A newsletter for "people who are interested in business" will never build a paying subscriber base. A newsletter for "early-stage founders navigating their first hire" will. The writer of the second newsletter can say something true and useful in every issue. The writer of the first is competing with the Wall Street Journal.

Specificity in a Substack niche means specificity about the reader's situation — who they are, what stage they're in, what they're trying to figure out. The more precisely you can describe the person you're writing for, the more that person will feel like the newsletter was built for them. And that feeling is what drives paid subscriptions.

How We Validated These Niches

Substack niches validate on two signals: demonstrated audience (people actively engaged in the topic, spending time in community around it) and an information gap (questions that community keeps asking that no single trusted source answers consistently).

We used PainPointMap to scan the Reddit communities and forums where each audience gathers and identify which questions generate the most engagement without a consensus answer. Those gaps are where a Substack with a clear point of view has the most opportunity to build authority and convert readers to paid.

The 15 Best Niches for Substack

1. Personal Finance & Wealth Building

The personal finance audience is enormous and deeply engaged — but most free content in this space is either too basic (save money, invest in index funds) or too abstract (think about your relationship with money). There's a durable audience for a newsletter that takes a specific point of view on wealth building for people at a specific life stage: the 35-year-old with two kids, a mortgage, and $50K in savings trying to figure out the next 10 years.

Reddit communities: r/personalfinance, r/financialindependence, r/fatFIRE, r/ChubbyFIRE

What Reddit reveals: "I've read every 'beginner personal finance' post and I'm past that — I need to understand whether I should be maxing my HSA or paying down my mortgage faster" and "Is there a newsletter that covers personal finance for people who already have the basics handled?"

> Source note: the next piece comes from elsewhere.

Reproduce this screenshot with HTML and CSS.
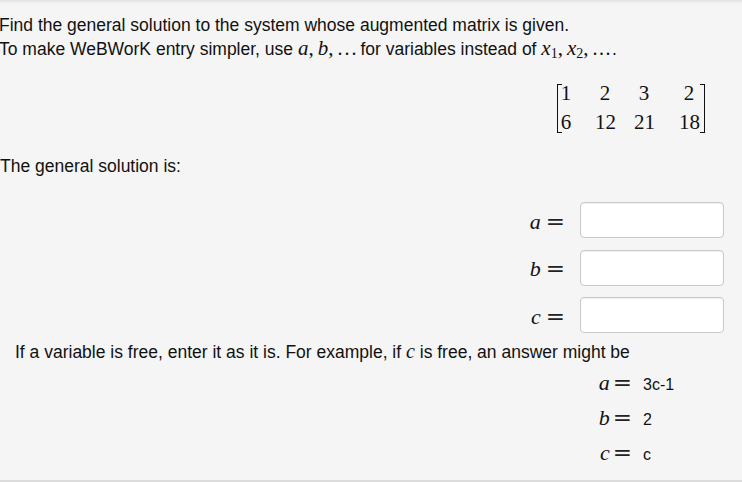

Competition level: Medium — the category is large but differentiated by life stage and income level. "Personal finance for tech workers," "wealth building for physicians," and "early retirement for late starters" all have distinct audiences.

Why it fits Substack: Finance is evergreen, creates strong word-of-mouth ("you should read this newsletter"), and has readers who are demonstrably willing to pay for information they trust.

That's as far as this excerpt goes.